• Raw data

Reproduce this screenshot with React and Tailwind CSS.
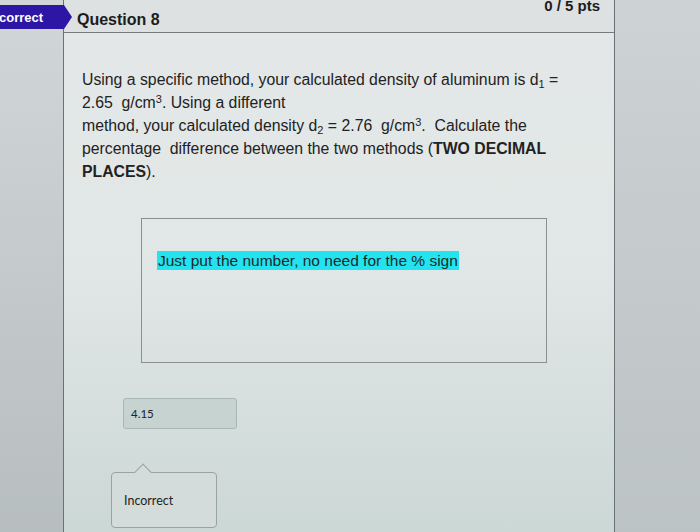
import React from 'react'

/* Quiz question card – photographed screen, incorrect answer shown */
const SANS = { fontFamily: '"Liberation Sans", Arial, sans-serif' }
const LATO = { fontFamily: 'Lato, "Open Sans", sans-serif' }

export default function App() {
  return (
    <div
      className="relative w-[700px] h-[532px] overflow-hidden flex bg-gradient-to-b from-[#d2d6d8] to-[#b7bec0]"
      style={SANS}
    >
      {/* left gutter */}
      <div className="w-[63px] shrink-0" />

      {/* question panel */}
      <div className="w-[552px] shrink-0 flex flex-col border-l border-r border-[#6c7273] bg-gradient-to-b from-[#e4e7e8] via-[#e1e7e6] to-[#ccd8d6]">
        {/* header */}
        <div className="h-[33px] shrink-0 flex justify-between items-start border-b border-[#767b7c] bg-[#dde1e2] pl-[13px] pr-[14px]">
          <span className="pt-[10px] text-[16px] font-bold text-[#1c1c1c] leading-[20px]">Question 8</span>
          <span className="-mt-[4px] text-[15px] font-bold text-[#1c1c1c] leading-[20px]">0 / 5 pts</span>
        </div>

        {/* body */}
        <div className="flex flex-col pl-[18px] pt-[35px]">
          <div className="text-[15.8px] leading-[23px] text-[#222] whitespace-nowrap">
            <div>
              Using a specific method, your calculated density of aluminum is d<sub className="text-[11px]">1</sub> =
            </div>
            <div>
              2.65&nbsp; g/cm<sup className="text-[11px]">3</sup>. Using a different
            </div>
            <div>
              method, your calculated density d<sub className="text-[11px]">2</sub> = 2.76&nbsp; g/cm<sup className="text-[11px]">3</sup>.&nbsp; Calculate the
            </div>
            <div>
              percentage&nbsp; difference between the two methods (<b>TWO DECIMAL</b>
            </div>
            <div>
              <b>PLACES</b>).
            </div>
          </div>

          {/* rich-content answer box */}
          <div className="mt-[35px] ml-[59px] w-[406px] h-[145px] border border-[#8a9090] pl-[15px] pt-[30px]">
            <span className="bg-[#22e3ee] text-[15.5px] leading-[20px] text-[#1d2a2c] px-[1px] py-[1px]">
              Just put the number, no need for the % sign
            </span>
          </div>

          {/* submitted answer */}
          <div
            className="mt-[35px] ml-[41px] w-[114px] h-[31px] rounded-[3px] border border-[#a9b7b4] bg-[#c6d3d0] flex items-center pl-[7px] text-[11.5px] text-[#222]"
            style={LATO}
          >
            4.15
          </div>

          {/* feedback bubble */}
          <div className="relative mt-[43px] ml-[29px] w-[106px] h-[56px] rounded-[4px] border border-[#9aa3a2] bg-[#d3dcda] flex items-center pl-[12px]">
            <span className="absolute -top-[7px] left-[25px] w-[12px] h-[12px] rotate-45 border-l border-t border-[#9aa3a2] bg-[#d3dcda]" />
            <span className="text-[12.5px] text-[#222] mt-[2px]" style={LATO}>
              Incorrect
            </span>
          </div>
        </div>
      </div>

      {/* right gutter */}
      <div className="flex-1 bg-gradient-to-b from-[#cdd2d4] to-[#bcc3c5]" />

      {/* status tag */}
      <div className="absolute left-0 top-[5px] w-[72px] h-[24px] bg-[#2d15a6] [clip-path:polygon(0_0,64px_0,72px_50%,64px_100%,0_100%)] flex items-center">
        <span className="text-[13px] font-bold text-white -ml-[1px] leading-none">correct</span>
      </div>
    </div>
  )
}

• Problem details
Repeat the data exactly in full, omitting its pictures.

• Finished task
Reproduce this screenshot with React and Tailwind CSS.
import React from 'react'

/* Quiz question card – photographed screen, incorrect answer shown */
const SANS = { fontFamily: '"Liberation Sans", Arial, sans-serif' }
const LATO = { fontFamily: 'Lato, "Open Sans", sans-serif' }

export default function App() {
  return (
    <div
      className="relative w-[700px] h-[532px] overflow-hidden flex bg-gradient-to-b from-[#d2d6d8] to-[#b7bec0]"
      style={SANS}
    >
      {/* left gutter */}
      <div className="w-[63px] shrink-0" />

      {/* question panel */}
      <div className="w-[552px] shrink-0 flex flex-col border-l border-r border-[#6c7273] bg-gradient-to-b from-[#e4e7e8] via-[#e1e7e6] to-[#ccd8d6]">
        {/* header */}
        <div className="h-[33px] shrink-0 flex justify-between items-start border-b border-[#767b7c] bg-[#dde1e2] pl-[13px] pr-[14px]">
          <span className="pt-[10px] text-[16px] font-bold text-[#1c1c1c] leading-[20px]">Question 8</span>
          <span className="-mt-[4px] text-[15px] font-bold text-[#1c1c1c] leading-[20px]">0 / 5 pts</span>
        </div>

        {/* body */}
        <div className="flex flex-col pl-[18px] pt-[35px]">
          <div className="text-[15.8px] leading-[23px] text-[#222] whitespace-nowrap">
            <div>
              Using a specific method, your calculated density of aluminum is d<sub className="text-[11px]">1</sub> =
            </div>
            <div>
              2.65&nbsp; g/cm<sup className="text-[11px]">3</sup>. Using a different
            </div>
            <div>
              method, your calculated density d<sub className="text-[11px]">2</sub> = 2.76&nbsp; g/cm<sup className="text-[11px]">3</sup>.&nbsp; Calculate the
            </div>
            <div>
              percentage&nbsp; difference between the two methods (<b>TWO DECIMAL</b>
            </div>
            <div>
              <b>PLACES</b>).
            </div>
          </div>

          {/* rich-content answer box */}
          <div className="mt-[35px] ml-[59px] w-[406px] h-[145px] border border-[#8a9090] pl-[15px] pt-[30px]">
            <span className="bg-[#22e3ee] text-[15.5px] leading-[20px] text-[#1d2a2c] px-[1px] py-[1px]">
              Just put the number, no need for the % sign
            </span>
          </div>

          {/* submitted answer */}
          <div
            className="mt-[35px] ml-[41px] w-[114px] h-[31px] rounded-[3px] border border-[#a9b7b4] bg-[#c6d3d0] flex items-center pl-[7px] text-[11.5px] text-[#222]"
            style={LATO}
          >
            4.15
          </div>

          {/* feedback bubble */}
          <div className="relative mt-[43px] ml-[29px] w-[106px] h-[56px] rounded-[4px] border border-[#9aa3a2] bg-[#d3dcda] flex items-center pl-[12px]">
            <span className="absolute -top-[7px] left-[25px] w-[12px] h-[12px] rotate-45 border-l border-t border-[#9aa3a2] bg-[#d3dcda]" />
            <span className="text-[12.5px] text-[#222] mt-[2px]" style={LATO}>
              Incorrect
            </span>
          </div>
        </div>
      </div>

      {/* right gutter */}
      <div className="flex-1 bg-gradient-to-b from-[#cdd2d4] to-[#bcc3c5]" />

      {/* status tag */}
      <div className="absolute left-0 top-[5px] w-[72px] h-[24px] bg-[#2d15a6] [clip-path:polygon(0_0,64px_0,72px_50%,64px_100%,0_100%)] flex items-center">
        <span className="text-[13px] font-bold text-white -ml-[1px] leading-none">correct</span>
      </div>
    </div>
  )
}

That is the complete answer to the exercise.